5. Brother Jack Cameron

Edwina: "Did you have a brother called Jack too?"

Granny: "Yes, Jack. Jack and Willie and George and Alec."

Edwina: "What happened to Jack then?"

Granny: "Well I saw Jack come to meet me at the boat most mysteriously. He'd been away for a trip and he heard that a boat was coming in and Mary had written to say that I was on board. And he came, oh! wasn't I delighted to see him, but didn't he look ill oh, oh he was just skin and bones and his face was grey absolutely grey. I told Mary why don't you bring him out here I said, and pick him up and I said he won't live long, neither he did.
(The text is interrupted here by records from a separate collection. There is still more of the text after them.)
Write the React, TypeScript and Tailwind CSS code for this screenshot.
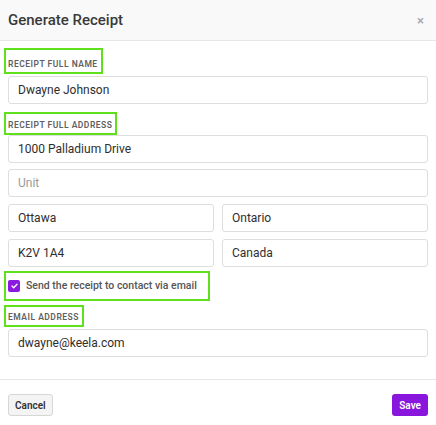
import React from "react";

const font = { fontFamily: "Roboto, 'Liberation Sans', sans-serif" };

function FieldLabel({ children, className = "" }: { children: React.ReactNode; className?: string }) {
  return (
    <div className={`flex items-end self-start border-2 border-[#5fe01c] pb-[4px] pl-[2px] pr-[3px] ${className}`}>
      <span className="text-[8.5px] font-semibold uppercase leading-none tracking-[0.5px] text-[#5f5f5f]">{children}</span>
    </div>
  );
}

function Field({ value, placeholder, className = "" }: { value?: string; placeholder?: string; className?: string }) {
  return (
    <div
      className={`flex h-[28px] items-center rounded-[3px] border border-[#dedede] bg-white px-[9px] text-[12px] ${
        value ? "text-[#2e2e2e]" : "text-[#9a9a9a]"
      } ${className}`}
    >
      {value ?? placeholder}
    </div>
  );
}

export default function App() {
  return (
    <div className="h-[425px] w-[436px] bg-white" style={font}>
      <header className="flex h-[41px] items-center justify-between border-b border-[#e6e6e6] bg-[#f9f9f9] pl-[8px] pr-[12px]">
        <h2 className="text-[15px] font-medium text-[#3a3a3a]">Generate Receipt</h2>
        <span className="text-[13px] font-bold leading-none text-[#a9adb3]">×</span>
      </header>

      <div className="flex flex-col px-[8px]">
        <FieldLabel className="-ml-[4px] mt-[7px] h-[26px]">Receipt Full Name</FieldLabel>
        <Field value="Dwayne Johnson" className="mt-[2px]" />

        <FieldLabel className="-ml-[4px] mt-[8px] h-[23px]">Receipt Full Address</FieldLabel>
        <Field value="1000 Palladium Drive" />
        <Field placeholder="Unit" className="mt-[6px]" />
        <div className="mt-[7px] grid grid-cols-2 gap-[8px]">
          <Field value="Ottawa" />
          <Field value="Ontario" />
        </div>
        <div className="mt-[7px] grid grid-cols-2 gap-[8px]">
          <Field value="K2V 1A4" />
          <Field value="Canada" />
        </div>

        <label className="-ml-[4px] mt-[4px] flex h-[30px] w-[206px] items-center gap-[6px] border-2 border-[#5fe01c] pl-[2px]">
          <span className="flex h-[12px] w-[12px] items-center justify-center rounded-[2px] bg-[#8a1ae0]">
            <svg width="7" height="6" viewBox="0 0 7 6" fill="none">
              <path d="M1 3l1.7 1.7L6 1.2" stroke="white" strokeWidth="1.3" strokeLinecap="round" strokeLinejoin="round" />
            </svg>
          </span>
          <span className="text-[10.5px] font-medium text-[#555]">Send the receipt to contact via email</span>
        </label>

        <FieldLabel className="-ml-[4px] mt-[4px] h-[22px]">Email Address</FieldLabel>
        <Field value="dwayne@keela.com" className="mt-[2px]" />
      </div>

      <footer className="mt-[22px] flex items-center justify-between border-t border-[#e6e6e6] px-[8px] pt-[14px]">
        <button className="h-[22px] rounded-[3px] border border-[#d6d6d6] bg-[#f4f4f4] px-[6px] text-[10px] font-semibold text-[#333]">
          Cancel
        </button>
        <button className="h-[22px] rounded-[3px] bg-[#8916dc] px-[7px] text-[10px] font-semibold text-white">Save</button>
      </footer>
    </div>
  );
}
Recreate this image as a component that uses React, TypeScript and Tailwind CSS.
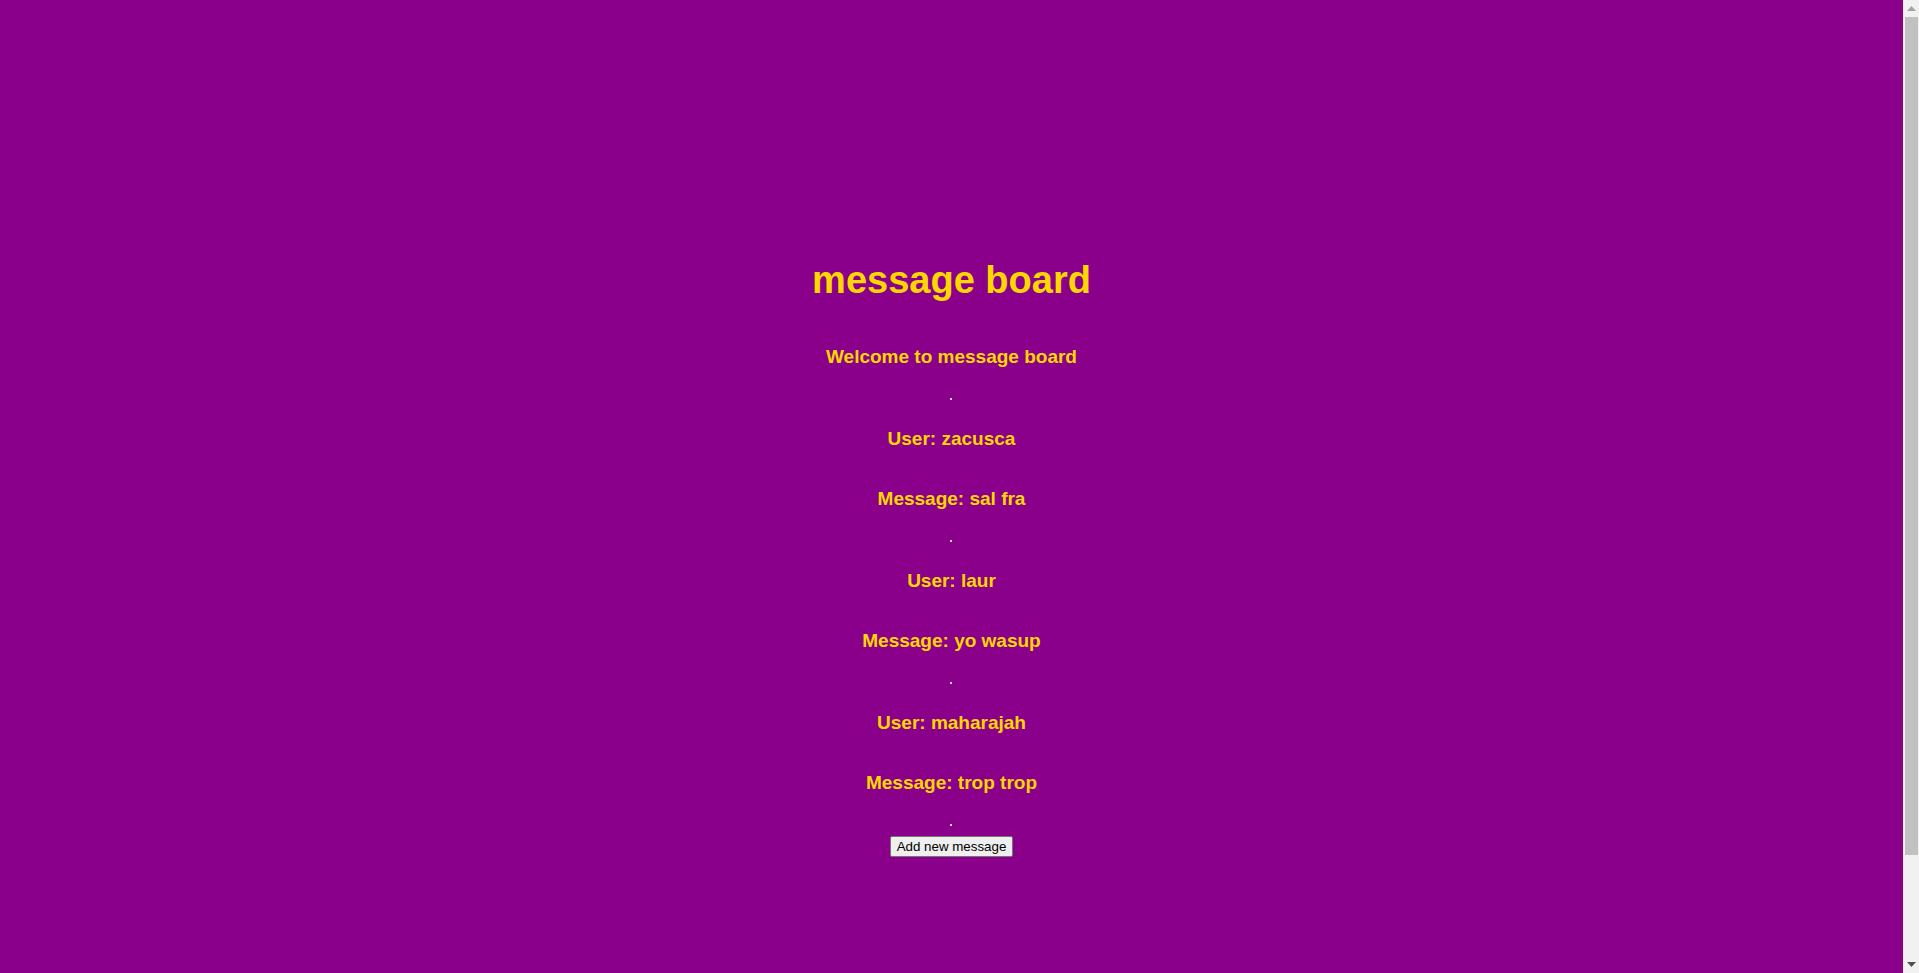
import React from "react";

type Post = {
  user: string;
  message: string;
};

const posts: Post[] = [
  { user: "zacusca", message: "sal fra" },
  { user: "laur", message: "yo wasup" },
  { user: "maharajah", message: "trop trop" },
];

function Dot() {
  return <div className="h-[2px] w-[2px] bg-[#e9d3e9]" />;
}

// browser scrollbar as it shows in the screenshot
function ScrollBar() {
  return (
    <div className="fixed right-0 top-0 flex h-screen w-[16px] flex-col items-center bg-[#f1f1f1]">
      <div className="flex h-[17px] w-full items-center justify-center">
        <svg width="9" height="5" viewBox="0 0 9 5">
          <path d="M0 5 L4.5 0 L9 5 Z" fill="#a3a3a3" />
        </svg>
      </div>
      <div className="h-[838px] w-[13px] self-end mr-[1px] bg-[#c1c1c1]" />
      <div className="flex-1" />
      <div className="flex h-[17px] w-full items-center justify-center">
        <svg width="9" height="5" viewBox="0 0 9 5">
          <path d="M0 0 L9 0 L4.5 5 Z" fill="#505050" />
        </svg>
      </div>
    </div>
  );
}

export default function App() {
  return (
    <main className="min-h-[1090px] w-full bg-[#8b008b] pr-[16px] font-['Liberation_Sans',Arial,sans-serif] text-[#ffd700]">
      <div className="flex flex-col items-center pt-[259px]">
        <h1 className="text-[38px] font-bold leading-[43px]">message board</h1>
        <h3 className="mt-[44px] text-[19px] font-bold leading-[22px]">Welcome to message board</h3>

        <div className="mt-[30px] flex flex-col items-center">
          {posts.map((p) => (
            <div key={p.user} className="flex h-[142px] flex-col items-center">
              <Dot />
              <h3 className="mt-[28px] text-[19px] font-bold leading-[22px]">User: {p.user}</h3>
              <h3 className="mt-[38px] text-[19px] font-bold leading-[22px]">Message: {p.message}</h3>
            </div>
          ))}
          <Dot />
        </div>

        <button
          type="button"
          className="mt-[10px] rounded-[2px] border border-[#767676] bg-[#efefef] px-[6px] py-[1px] text-[13.33px] leading-[17px] text-black hover:bg-[#e5e5e5]"
        >
          Add new message
        </button>
      </div>
      <ScrollBar />
    </main>
  );
}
He went for a trip, had a good bit of money, had a very good liver Jack. Jack didn't drink or anything, none of the boys drank, none of them."

Edwina: "He went for a trip."

Granny: "Oh yes, he was going to Peru with a cousin, Archie Dow from Scotland. Archie came over to the island as a doctor. Well the next thing we heard of, Jack was dead. He went into a boarding house to spend the night, on the edge of the bush somewhere, I don't know anything about Peru. But he was found in the bush dead, and apparently there had been nobody following him or anything. He had a beautiful gold watch and chain that had been presented to him when he left the island to go to the Punta Arenas to live. And the men collected this money and bought this beautiful watch and chain, and that was still on Jack when he was found dead in the bush, well nobody ever saw him again."